ALEX BURNS: Well, I think to us, there's nothing radical about wanting every neighborhood to have access to things other communities take for granted, like clean air and walkable communities and parks and generational wealth. And the fact is is that the highway took those things away from tens of thousands of people.

And really, if we're thinking about it, the truly radical idea was routing I-94 through city neighborhoods in the first place, demolishing tens of thousands of homes and businesses. So something like that, I would hope, wouldn't be feasible today. So if we recognize that was a mistake, we should also recognize that now it's our obligation to try to fix that.

CATHY WURZER: As you know, Alex, there's also the land bridge that's being talked about in the Rondo area of Saint Paul. How might this actually dovetail into that project? Might it make your effort easier now that your friends in Rondo are working on the land bridge?
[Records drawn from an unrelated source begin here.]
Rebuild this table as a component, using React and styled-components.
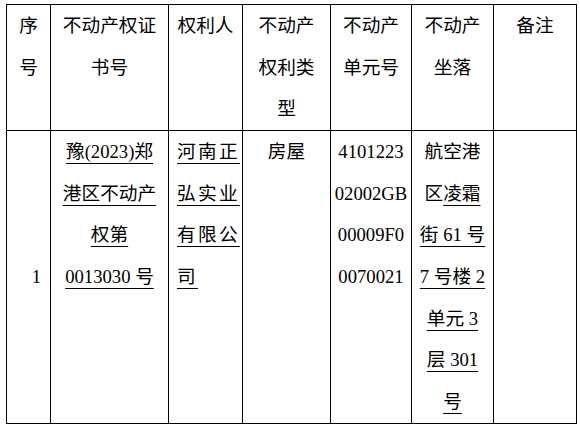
import styled, { createGlobalStyle } from "styled-components";

const GlobalStyle = createGlobalStyle`
  body {
    margin: 0;
    background: #ffffff;
  }
`;

const Page = styled.div`
  padding: 4px 0 0 6px;
`;

const Table = styled.table`
  border-collapse: collapse;
  table-layout: fixed;
  width: 570px;
  font-family: "Liberation Serif", "Noto Sans CJK SC", serif;
  font-size: 18.67px;
  line-height: 41.67px;
  color: #000000;
`;

const HeadCell = styled.th`
  border: 1px solid #000000;
  padding: 0;
  font-weight: normal;
  text-align: center;
  vertical-align: top;
`;

const Cell = styled.td`
  border: 1px solid #000000;
  padding: ${(p) => p.$pad || "0"};
  text-align: ${(p) => p.$align || "center"};
  vertical-align: ${(p) => p.$valign || "top"};
  letter-spacing: ${(p) => p.$spacing || "0"};
  white-space: nowrap;
`;

const Line = styled.span`
  text-decoration: underline;
  text-decoration-thickness: 1px;
  text-underline-offset: 5px;
`;

const widths = [44, 118, 74, 88, 81, 82, 83];

const headers = [
  ["序", "号"],
  ["不动产权证", "书号"],
  ["权利人"],
  ["不动产", "权利类", "型"],
  ["不动产", "单元号"],
  ["不动产", "坐落"],
  ["备注"],
];

const lines = (rows) =>
  rows.map((r, i) => (
    <span key={i}>
      {r}
      {i < rows.length - 1 && <br />}
    </span>
  ));

const App = () => {
  return (
    <Page>
      <GlobalStyle />
      <Table>
        <colgroup>
          {widths.map((w, i) => (
            <col key={i} style={{ width: w }} />
          ))}
        </colgroup>
        <thead>
          <tr>
            {headers.map((h, i) => (
              <HeadCell key={i}>{lines(h)}</HeadCell>
            ))}
          </tr>
        </thead>
        <tbody>
          <tr>
            <Cell $valign="middle" $align="right" $pad="0 9px 0 0">
              1
            </Cell>
            <Cell>
              {lines(["豫(2023)郑", "港区不动产", "权第", "0013030 号"].map((t) => <Line>{t}</Line>))}
            </Cell>
            <Cell $align="left" $pad="0 0 0 8px" $spacing="2.3px">
              {lines(["河南正", "弘实业", "有限公", "司"].map((t) => <Line>{t}</Line>))}
            </Cell>
            <Cell>房屋</Cell>
            <Cell>{lines(["4101223", "02002GB", "00009F0", "0070021"])}</Cell>
            <Cell>
              航空港
              <br />
              区<Line>凌霜</Line>
              <br />
              <Line>街 61 号</Line>
              <br />
              <Line>7 号楼 2</Line>
              <br />
              <Line>单元 3</Line>
              <br />
              <Line>层 301</Line>
              <br />
              <Line>号</Line>
            </Cell>
            <Cell />
          </tr>
        </tbody>
      </Table>
    </Page>
  );
};

export default App;
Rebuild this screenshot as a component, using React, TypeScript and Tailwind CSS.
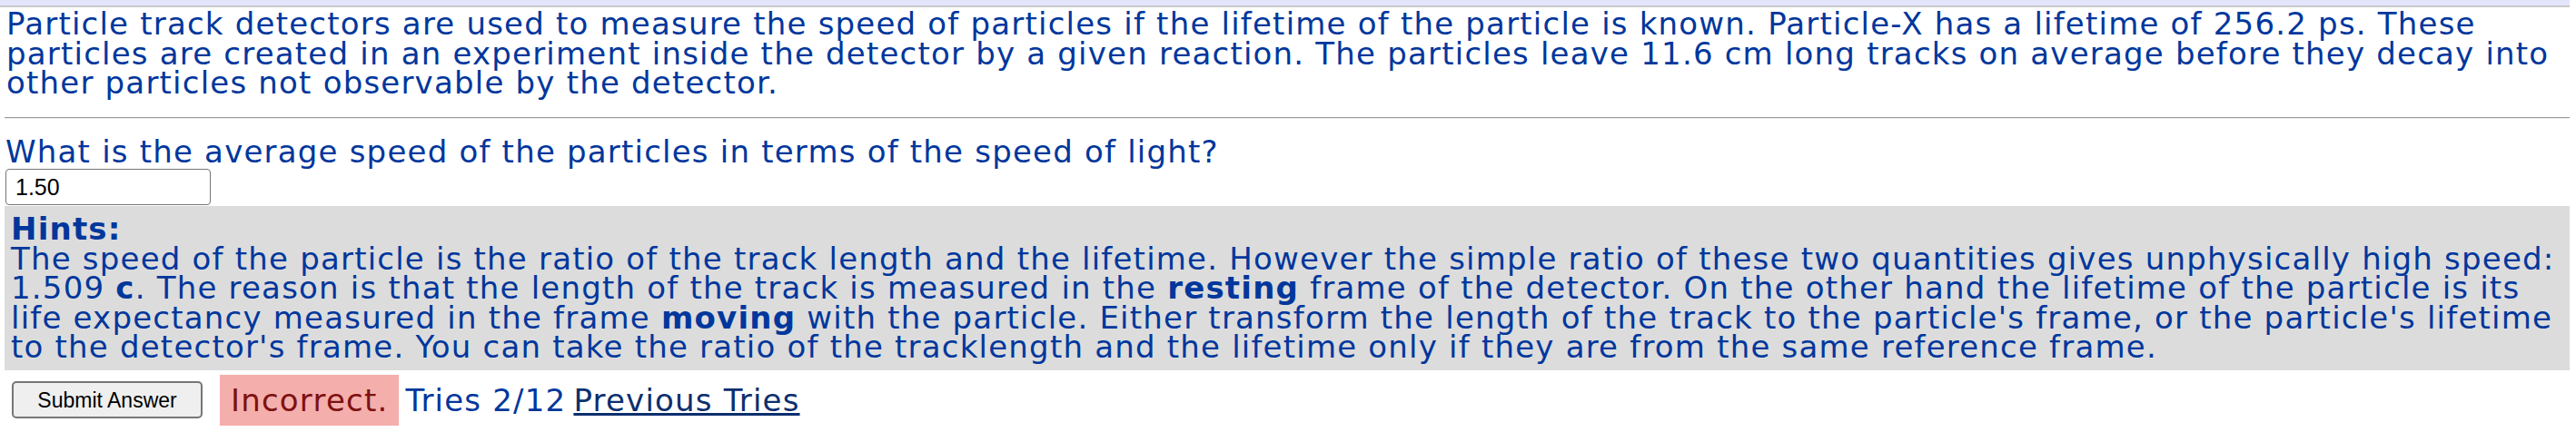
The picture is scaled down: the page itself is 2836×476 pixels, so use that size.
import React from 'react';

const HINT_PARTS = {
  a: 'The speed of the particle is the ratio of the track length and the lifetime. However the simple ratio of these two quantities gives unphysically high speed: 1.509 ',
  b: '. The reason is that the length of the track is measured in the ',
  c: ' frame of the detector. On the other hand the lifetime of the particle is its life expectancy measured in the frame ',
  d: " with the particle. Either transform the length of the track to the particle's frame, or the particle's lifetime to the detector's frame. You can take the ratio of the tracklength and the lifetime only if they are from the same reference frame.",
};

export default function App() {
  return (
    <div className="w-[2836px] h-[476px] bg-white overflow-hidden font-['DejaVu_Sans',sans-serif] text-[34px] leading-[32.5px] tracking-[1.2px] text-[#00379c]">
      {/* top band */}
      <div className="w-[2829px] h-[8px] bg-[#e3e5fb] border-b-2 border-[#c8c8c8]" />

      <div className="w-[2829px] pl-[5px]">
        <p className="mt-[2px] pl-[2px]">
          Particle track detectors are used to measure the speed of particles if the lifetime of the particle is known. Particle-X has a lifetime of 256.2 ps. These particles are created in an experiment inside the detector by a given reaction. The particles leave 11.6 cm long tracks on average before they decay into other particles not observable by the detector.
        </p>

        <div className="mt-[21px] h-[2px] border-t border-t-[#9a9a9a] border-b border-b-[#eeeeee]" />

        <p className="mt-[20px] pl-[1px]">What is the average speed of the particles in terms of the speed of light?</p>

        <input
          readOnly
          value="1.50"
          className="mt-[3px] ml-[1px] block w-[226px] h-[40px] px-[10px] border-[1.5px] border-[#767676] rounded-[4px] bg-white text-black font-['Liberation_Sans',Arial,sans-serif] text-[25px] tracking-normal"
        />

        <div className="mt-[1px] bg-[#dcdcdc] pt-[9px] pb-[9px] pl-[7px] pr-[6px]">
          <div className="font-bold">Hints:</div>
          <div>
            {HINT_PARTS.a}
            <b>c</b>
            {HINT_PARTS.b}
            <b>resting</b>
            {HINT_PARTS.c}
            <b>moving</b>
            {HINT_PARTS.d}
          </div>
        </div>

        <div className="mt-[5px] flex items-center">
          <button className="ml-[8px] w-[210px] h-[41px] bg-[#efefef] border-2 border-[#767676] rounded-[5px] text-black font-['Liberation_Sans',Arial,sans-serif] text-[23px] tracking-normal">
            Submit Answer
          </button>
          <span className="ml-[19px] bg-[#f4aeac] px-[12px] py-[12px] text-[#7d1111]">Incorrect.</span>
          <span className="ml-[7px]">Tries 2/12</span>
          <a href="#" className="ml-[8px] underline text-[#0c2f6e]">Previous Tries</a>
        </div>
      </div>
    </div>
  );
}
ALEX BURNS: Yeah. Yeah, great question. So we really view these campaigns as two parts of the same movement. And the work that ReConnect Rondo has done and elders in the community have done to document the neighborhood's history and build a vision for an African-American cultural enterprise district is really important. And we fully support that.

I think our message is that Rondo can be reconnected without rebuilding the highway underneath it. Because if a land bridge was built over top of the highway, it would leave a lot of the harms in place like air pollution and health impacts. And it would also leave out a lot of other impacted neighborhoods.

So we talked about that in the report. And our goal is to absolutely get to a solution where these things can work together. A boulevard could run underneath the land bridge in Rondo, but we want to build solidarity so that we're addressing all of the impacts and making sure that all neighborhoods are served by this solution.

CATHY WURZER: All right. Alex, I appreciate your time. Thank you so much.

ALEX BURNS: Thank you so much.

CATHY WURZER: We've been talking to Alex Burns. He's manager of advocacy and policy at the group OurStreets Minneapolis.